Direct Indexing: Tax-Loss Harvesting at Scale

Direct indexing is essentially a separately managed account built to replicate a market index by owning all or most of the individual stocks in that index. Instead of buying an S&P 500 ETF, you own the 500 underlying stocks individually. The tax advantage is a matter of math: with 500 separate positions, the odds of finding harvestable losses on any given day are much higher than in a concentrated portfolio of 30 or 40 stocks.

Third-party research has estimated that systematic tax-loss harvesting through direct indexing can add roughly 1% to 2% in after-tax excess returns annually, though the benefit varies based on market volatility, the investor’s tax rate, and how long the strategy runs. This “tax alpha” tends to be highest in the early years of the account and gradually diminishes as cost bases get reset through harvesting.

The trade-off is tracking error. Every time the manager sells a losing position and substitutes a different stock to avoid a wash sale, the portfolio drifts slightly from the index it’s meant to replicate. Aggressive harvesting improves after-tax returns but increases the gap between your portfolio’s performance and the benchmark. Good managers balance these competing priorities, only harvesting when the tax savings justify the tracking deviation.

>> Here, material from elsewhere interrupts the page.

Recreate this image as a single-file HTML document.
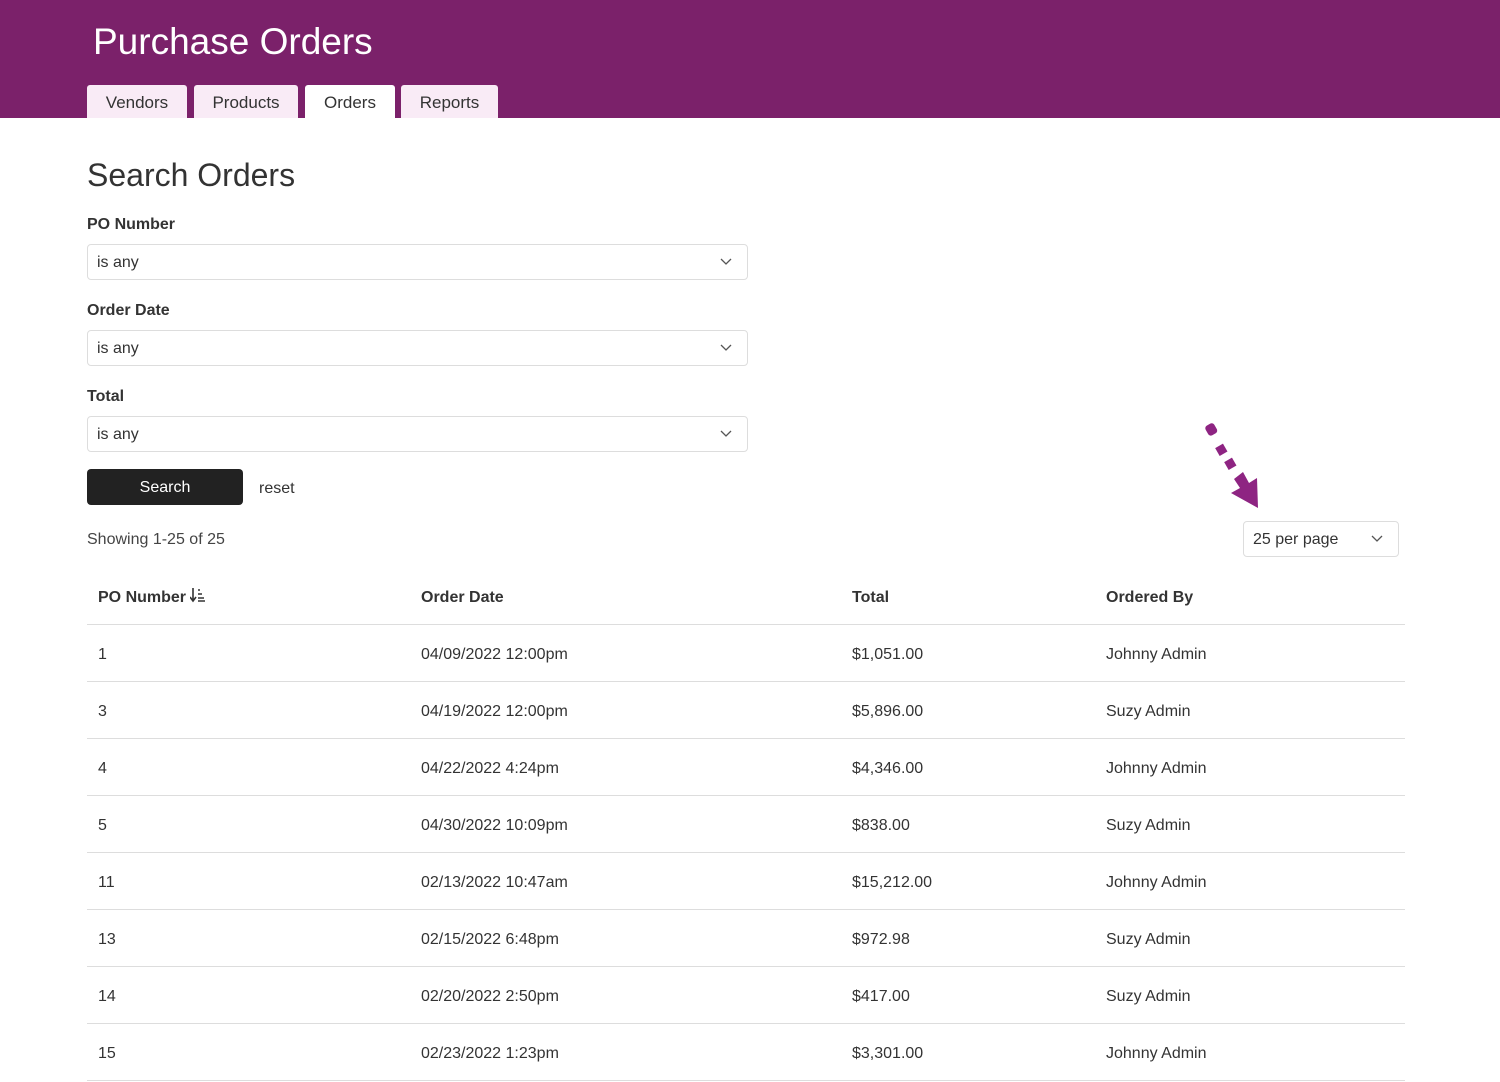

Management Fees Are Not Deductible

Investors sometimes assume that the advisory fees on a separately managed account are tax-deductible, since these fees were deductible as miscellaneous itemized deductions before 2018. That deduction was suspended by the Tax Cuts and Jobs Act starting in 2018, and subsequent legislation has made the suspension permanent.9Congressional Research Service. Expiring Provisions of P.L. 115-97 (the Tax Cuts and Jobs Act) Investment advisory fees paid from taxable accounts are not deductible on your federal return in 2026.

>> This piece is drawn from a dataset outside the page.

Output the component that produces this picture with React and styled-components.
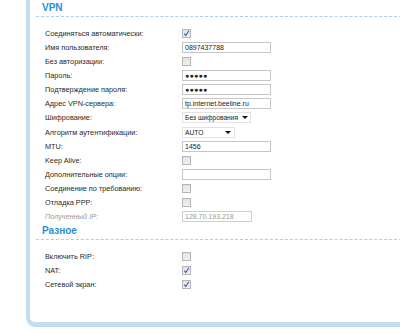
import React from 'react';
import styled, {createGlobalStyle} from 'styled-components';

const GlobalStyle = createGlobalStyle`
  html, body {
    margin: 0;
    padding: 0;
    background: #fff;
    overflow: hidden;
  }
  body {
    font-family: "Liberation Sans", Arial, sans-serif;
    color: #222;
  }
`

const Page = styled.div`
  width: 400px;
  height: 334px;
  overflow: hidden;
`

const Panel = styled.div`
  margin-left: 26px;
  width: 420px;
  border: 4px solid #c3def0;
  border-top: none;
  border-bottom-width: 5px;
  border-radius: 0 0 9px 9px;
  padding: 2px 0 31px 6px;
  box-sizing: border-box;
`

const Section = styled.div`
  margin-top: ${p => p.$top || 0}px;
`

const Header = styled.div`
  font-size: 10px;
  font-weight: bold;
  color: #2a8fd2;
  line-height: 12px;
  padding: 0 0 2px 6px;
  border-bottom: 1px dashed #a9d0ea;
`

const Rows = styled.div`
  padding: 9px 0 0 9px;
`

const Row = styled.div`
  display: grid;
  grid-template-columns: 137px 1fr;
  align-items: center;
  height: 14.15px;
`

const Label = styled.div`
  font-size: 7.3px;
  color: ${p => (p.$disabled ? '#9a9a9a' : '#2a2a2a')};
  font-style: ${p => (p.$disabled ? 'italic' : 'normal')};
  white-space: nowrap;
`

const Field = styled.div`
  width: ${p => p.$w || 89}px;
  height: 11px;
  box-sizing: border-box;
  border: 1px solid ${p => (p.$disabled ? '#cfcfcf' : '#c6c6c6')};
  background: #fff;
  font-size: 7px;
  line-height: 9px;
  padding-left: 2px;
  color: ${p => (p.$disabled ? '#999' : '#222')};
  white-space: nowrap;
  overflow: hidden;
`

const Dots = styled.span`
  font-size: 7px;
  font-weight: bold;
  letter-spacing: 0.3px;
`

const Select = styled.div`
  width: ${p => p.$w}px;
  height: 11px;
  box-sizing: border-box;
  border: 1px solid #e2e2e2;
  font-size: 6.7px;
  line-height: 9px;
  padding-left: 2px;
  display: flex;
  align-items: center;
  justify-content: space-between;
  white-space: nowrap;
`

const Arrow = styled.span`
  flex: none;
  width: 0;
  height: 0;
  margin: 0 3px 0 4px;
  border-left: 3px solid transparent;
  border-right: 3px solid transparent;
  border-top: 3px solid #111;
`

const Box = styled.span`
  display: flex;
  align-items: center;
  justify-content: center;
  width: 9px;
  height: 9px;
  box-sizing: border-box;
  border: 1px solid #b5b5b5;
  background: linear-gradient(#e3e3e3, #f2f2f2);
`

const Check = ({on}) => (
    <Box>
        {on && (
            <svg width="7" height="7" viewBox="0 0 7 7">
                <path d="M1.2 3.6 L2.8 5.6 L5.8 0.8" fill="none" stroke="#3b5bb8" strokeWidth="1.1"/>
            </svg>
        )}
    </Box>
);

export default function App() {
    return (
        <Page>
            <GlobalStyle/>
            <Panel>
                <Section>
                    <Header>VPN</Header>
                    <Rows>
                        <Row><Label>Соединяться автоматически:</Label><Check on/></Row>
                        <Row><Label>Имя пользователя:</Label><Field>0897437788</Field></Row>
                        <Row><Label>Без авторизации:</Label><Check/></Row>
                        <Row><Label>Пароль:</Label><Field><Dots>●●●●●</Dots></Field></Row>
                        <Row><Label>Подтверждение пароля:</Label><Field><Dots>●●●●●</Dots></Field></Row>
                        <Row><Label>Адрес VPN-сервера:</Label><Field>tp.internet.beeline.ru</Field></Row>
                        <Row><Label>Шифрование:</Label><Select $w={69}>Без шифрования<Arrow/></Select></Row>
                        <Row><Label>Алгоритм аутентификации:</Label><Select $w={53}>AUTO<Arrow/></Select></Row>
                        <Row><Label>MTU:</Label><Field>1456</Field></Row>
                        <Row><Label>Keep Alive:</Label><Check/></Row>
                        <Row><Label>Дополнительные опции:</Label><Field/></Row>
                        <Row><Label>Соединение по требованию:</Label><Check/></Row>
                        <Row><Label>Отладка PPP:</Label><Check/></Row>
                        <Row><Label $disabled>Полученный IP:</Label><Field $w={70} $disabled>128.70.193.218</Field></Row>
                    </Rows>
                </Section>
                <Section $top={1}>
                    <Header>Разное</Header>
                    <Rows>
                        <Row><Label>Включить RIP:</Label><Check/></Row>
                        <Row><Label>NAT:</Label><Check on/></Row>
                        <Row><Label>Сетевой экран:</Label><Check on/></Row>
                    </Rows>
                </Section>
            </Panel>
        </Page>
    );
}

One workaround exists for investors with traditional IRAs: paying advisory fees directly from the IRA uses pre-tax dollars, which provides an economic benefit similar to a deduction. This doesn’t work with Roth IRAs, where the dollars have already been taxed. A handful of states that don’t fully conform to the federal tax code may still allow a state-level deduction for advisory fees, so the question is worth raising with a tax advisor if you live in one of those states. But at the federal level, the fee is simply a cost of doing business.

Who Benefits Most

Separately managed accounts typically require a minimum investment of around $100,000 for stock portfolios and $250,000 for bond portfolios, though these thresholds vary by firm and strategy. The tax benefits scale with portfolio size, income level, and tax rate. An investor in the 0% capital gains bracket has little to gain from harvesting losses against gains that wouldn’t be taxed anyway. Someone in the top bracket, paying an effective 23.8% federal rate on long-term gains after the net investment income tax, stands to save far more from the same strategy.

The benefits also compound over time. The longer you run a tax-loss harvesting strategy and defer gains, the more your portfolio grows on the money that would have gone to taxes. Combined with a step-up in basis at death, decades of tax-efficient management in a separately managed account can produce meaningfully more after-tax wealth than a comparable portfolio held through mutual funds or ETFs.